Correct Valuation Date
Another critical aspect of the court's reasoning was the failure of the appraisers to adhere to the correct valuation date stipulated in the lease. The lease required that the land be valued as of October 1, 1965, the commencement of the lease term, yet the appraisers valued the land as of February 1, 1966. The court recognized that this three-month disparity could significantly impact the appraisal, given the fluctuations in the real estate market during that period. The incorrect valuation date further compounded the appraisal's deficiencies, as it did not align with the specific contractual obligations established by the lease. Thus, the court concluded that the appraisal was improper on multiple grounds, necessitating a new appraisal that complied with the lease's terms.
Judicial Review of Appraisal Process
The court underscored the appropriateness of judicial review in this context, particularly to determine whether the appraisers had exceeded their authority. The court noted that, while appraisals could be subject to limited review, it remained within the court's purview to ensure that the appraisers complied with the specific terms of their assignment. The scope of judicial review allowed the court to evaluate whether the appraisers had adhered to the contractual obligations laid out in the lease.

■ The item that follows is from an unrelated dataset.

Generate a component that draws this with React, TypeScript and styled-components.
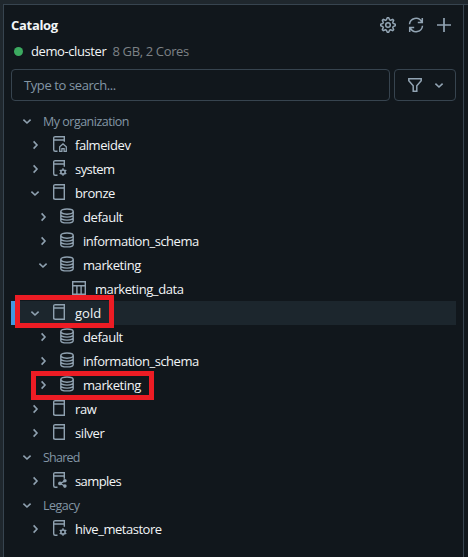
import React from "react";
import styled, { createGlobalStyle } from "styled-components";

const Global = createGlobalStyle`
  * { box-sizing: border-box; }
  body { margin: 0; background: #11171c; overflow: hidden; font-family: "Open Sans", "Noto Sans", sans-serif; font-size: 13px; color: #f2f5f7; }
  svg { display: block; flex: none; }
`;

const Frame = styled.div`
  position: relative;
  width: 468px;
  height: 557px;
  display: grid;
  grid-template-columns: 3px 461px 4px;
  grid-template-rows: 4px 553px;
  background: #11171c;
`;
const TopStrip = styled.div`
  grid-column: 1 / -1;
  background: #1f272d;
`;
const SideStrip = styled.div`
  background: #1f272d;
`;
const Panel = styled.section`
  border: solid #37444f;
  border-width: 1px 1px 0 1px;
  padding: 8px 7px 0;
`;
const RightStrip = styled.div`
  border-top: 1px solid #37444f;
`;
const Header = styled.header`
  height: 24px;
  display: flex;
  align-items: center;
  justify-content: space-between;
`;
const Text = styled.span<{ $spacing?: number; $tone?: string }>`
  letter-spacing: ${(p) => p.$spacing ?? -0.42}px;
  color: ${(p) => p.$tone ?? "#f2f5f7"};
  white-space: nowrap;
  line-height: 20px;
`;
const GroupText = styled(Text)`
  font-size: 12.5px;
  padding-top: 2px;
  color: #8396a5;
`;
const Title = styled.h1`
  margin: 0;
  font-size: 13px;
  line-height: 20px;
  font-weight: 700;
  letter-spacing: -0.3px;
`;
const Actions = styled.div`
  display: flex;
  gap: 12px;
  padding-right: 4px;
  color: #92a4b3;
`;
const Cluster = styled.div`
  height: 28px;
  display: flex;
  align-items: center;
`;
const StatusDot = styled.span`
  width: 9px;
  height: 9px;
  margin: 0 8px 0 3px;
  border-radius: 50%;
  background: #3caa60;
`;
const Specs = styled.span`
  margin-left: 6px;
  display: flex;
`;
const Controls = styled.div`
  margin-top: 4px;
  height: 32px;
  display: grid;
  grid-template-columns: 379px 62px;
  gap: 4px;
`;
const Field = styled.div`
  border: 1px solid #37444f;
  border-radius: 4px;
  padding-left: 12px;
  display: flex;
  align-items: center;
`;
const FilterButton = styled.button`
  border: 1px solid #37444f;
  border-radius: 4px;
  background: none;
  padding: 0 8px 0 12px;
  display: flex;
  align-items: center;
  justify-content: space-between;
  color: #92a4b3;
`;
const Tree = styled.div`
  margin-top: 8px;
`;
const Row = styled.div<{ $level: number; $active?: boolean }>`
  height: 24px;
  display: flex;
  align-items: center;
  padding-left: ${(p) => 8 + p.$level * 8}px;
  color: #8fa1b0;
  ${(p) => p.$active && "background: #1c262d; box-shadow: inset 4px 0 0 #4299e0;"}
`;
const IconSlot = styled.span`
  width: 16px;
  height: 16px;
  margin: 0 8px 2px 8px;
`;
const ChevronSlot = styled.span<{ $group?: boolean }>`
  width: 16px;
  height: 16px;
  margin: 0 ${(p) => (p.$group ? 8 : 0)}px 1px 0;
`;
const RedBox = styled.div<{ $x: number; $y: number; $w: number; $h: number }>`
  position: absolute;
  left: ${(p) => p.$x}px;
  top: ${(p) => p.$y}px;
  width: ${(p) => p.$w}px;
  height: ${(p) => p.$h}px;
  border: 5px solid #ed1c24;
`;

const Icon = ({ children, sw = 1.4 }: { children: React.ReactNode; sw?: number }) => (
  <svg width="16" height="16" viewBox="0 0 16 16" fill="none" stroke="currentColor" strokeWidth={sw}>
    {children}
  </svg>
);
const Chevron = ({ open }: { open?: boolean }) => (
  <Icon sw={1.6}>
    <path d={open ? "M4.4 6.6 8 10l3.6-3.4" : "M6.6 4.4 10 8l-3.4 3.6"} />
  </Icon>
);

type Kind = "home" | "system" | "catalog" | "schema" | "table" | "share";

const gearPath = Array.from({ length: 32 }, (_, i) => {
  const r = i % 4 < 2 ? 7.3 : 5.4;
  const a = ((i - 0.5) * Math.PI) / 16 - Math.PI / 2;
  return `${i ? "L" : "M"}${(8 + r * Math.cos(a)).toFixed(2)} ${(8 + r * Math.sin(a)).toFixed(2)}`;
}).join("") + "Z";

const SmallGear = () => (
  <>
    <circle cx="12" cy="12" r="2.1" strokeWidth="1.5" />
    <path strokeWidth="1.4" d="M12 8.2v1.7M12 14.1v1.7M8.7 10.1l1.5.9M13.8 13l1.5.9M8.7 13.9l1.5-.9M13.8 11l1.5-.9" />
  </>
);

const KindIcon = ({ kind }: { kind: Kind }) => {
  if (kind === "schema")
    return (
      <Icon>
        <ellipse cx="8" cy="3.6" rx="6.2" ry="2.6" />
        <path d="M1.8 3.6v8.8c0 1.4 2.8 2.5 6.2 2.5s6.2-1.1 6.2-2.5V3.6M1.8 6.6c0 1.4 2.8 2.5 6.2 2.5s6.2-1.1 6.2-2.5M1.8 9.6c0 1.4 2.8 2.5 6.2 2.5s6.2-1.1 6.2-2.5" />
      </Icon>
    );
  if (kind === "table")
    return (
      <Icon>
        <path d="M1.7 1.7h12.6v12.6H1.7zM1.7 5.7h12.6M5.9 5.7v8.6M10.1 5.7v8.6" />
      </Icon>
    );
  if (kind === "catalog")
    return (
      <Icon>
        <path d="M2.7 15.3V2.2C2.7 1.3 3.3.7 4.2.7h9.1v14.6H4.2c-.9 0-1.5-.6-1.5-1.5M2.7 4h10.6" />
      </Icon>
    );
  return (
    <Icon>
      <path d={`M6.5 15.3H4.2c-.9 0-1.5-.6-1.5-1.5V2.2C2.7 1.3 3.3.7 4.2.7h9.1v${kind === "home" ? 5 : 6}M2.9 4h10.4`} />
      {kind === "home" && <path d="M8.7 15.3v-4.6L12 7.9l3.3 2.8v4.6h-2.2v-2.6h-2.2v2.6z" strokeWidth="1.3" />}
      {kind === "system" && <SmallGear />}
      {kind === "share" && (
        <>
          <path d="M9.3 11.4l4.4-2.3M9.3 11.4l4.4 2.7" strokeWidth="1.2" />
          <g fill="currentColor" stroke="none">
            <circle cx="9" cy="11.4" r="1.9" />
            <circle cx="13.9" cy="8.8" r="1.8" />
            <circle cx="13.9" cy="14.1" r="1.8" />
          </g>
        </>
      )}
    </Icon>
  );
};

interface Item {
  label: string;
  level: number;
  kind?: Kind;
  open?: boolean;
  active?: boolean;
  spacing?: number;
}
const items: Item[] = [
  { label: "My organization", level: 0, open: true, spacing: -0.5 },
  { label: "falmeidev", level: 1, kind: "home" },
  { label: "system", level: 1, kind: "system", spacing: -0.55 },
  { label: "bronze", level: 1, kind: "catalog", open: true },
  { label: "default", level: 2, kind: "schema" },
  { label: "information_schema", level: 2, kind: "schema", spacing: -0.48 },
  { label: "marketing", level: 2, kind: "schema", open: true },
  { label: "marketing_data", level: 3.5, kind: "table" },
  { label: "gold", level: 1, kind: "catalog", open: true, active: true, spacing: 0 },
  { label: "default", level: 2, kind: "schema" },
  { label: "information_schema", level: 2, kind: "schema", spacing: -0.48 },
  { label: "marketing", level: 2, kind: "schema" },
  { label: "raw", level: 1, kind: "catalog" },
  { label: "silver", level: 1, kind: "catalog" },
  { label: "Shared", level: 0, open: true, spacing: -0.75 },
  { label: "samples", level: 1, kind: "share", spacing: -0.58 },
  { label: "Legacy", level: 0, open: true, spacing: -0.5 },
  { label: "hive_metastore", level: 1, kind: "system", spacing: -0.47 },
];

export default function App() {
  return (
    <Frame>
      <Global />
      <TopStrip />
      <SideStrip />
      <Panel>
        <Header>
          <Title>Catalog</Title>
          <Actions>
            <Icon sw={1.5}>
              <path d={gearPath} strokeLinejoin="round" />
              <circle cx="8" cy="8" r="2.3" />
            </Icon>
            <Icon sw={1.5}>
              <path d="M1.5 7.3A6.5 6.5 0 0 1 13.7 4.8M14.5 8.7A6.5 6.5 0 0 1 2.3 11.2M14.3 1v4.5H9.8M1.7 15v-4.5h4.5" />
            </Icon>
            <Icon sw={1.7}>
              <path d="M8 1v14M1 8h14" />
            </Icon>
          </Actions>
        </Header>
        <Cluster>
          <StatusDot />
          <Text $spacing={-0.4}>demo-cluster</Text>
          <Specs>
            <Text $tone="#7d8286" $spacing={-0.35}>8 GB, 2 Cores</Text>
          </Specs>
        </Cluster>
        <Controls>
          <Field>
            <Text $tone="#8396a5" $spacing={-0.4}>Type to search...</Text>
          </Field>
          <FilterButton>
            <Icon sw={1.5}>
              <path d="M1.8 1.8h12.4v2L9.8 8.7v5.5H6.2V8.7L1.8 3.8z" />
            </Icon>
            <Chevron open />
          </FilterButton>
        </Controls>
        <Tree>
          {items.map((it, i) => (
            <Row key={i} $level={it.level} $active={it.active}>
              <ChevronSlot $group={!it.kind}>{it.kind !== "table" && <Chevron open={it.open} />}</ChevronSlot>
              {it.kind ? (
                <>
                  <IconSlot>
                    <KindIcon kind={it.kind} />
                  </IconSlot>
                  <Text $spacing={it.spacing}>{it.label}</Text>
                </>
              ) : (
                <GroupText $spacing={it.spacing} $tone="#8396a5">{it.label}</GroupText>
              )}
            </Row>
          ))}
        </Tree>
      </Panel>
      <RightStrip />
      <RedBox $x={15} $y={295} $w={99} $h={33} />
      <RedBox $x={31} $y={371} $w={123} $h={29} />
    </Frame>
  );
}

The court maintained that the issues surrounding the appraisal, including the failure to consider use restrictions and the incorrect valuation date, warranted a thorough examination. This judicial oversight was deemed essential to protect the parties' rights and ensure that the valuation process was conducted fairly and in accordance with the lease agreement.
Implications for Future Appraisals
The court's decision in this case established important implications for future appraisals of leased properties. It clarified that appraisers must consider any restrictions specified in lease agreements when determining the value of the property. This ruling emphasized the necessity for appraisers to align their methods with the intentions of the parties involved as expressed in the lease. The court's reasoning also indicated that parties to a lease should be mindful of how the language in their agreements could impact future valuations. Overall, the decision reinforced the principle that lease terms must be thoroughly understood and respected in the appraisal process, ensuring that evaluations reflect the true nature of the property being appraised.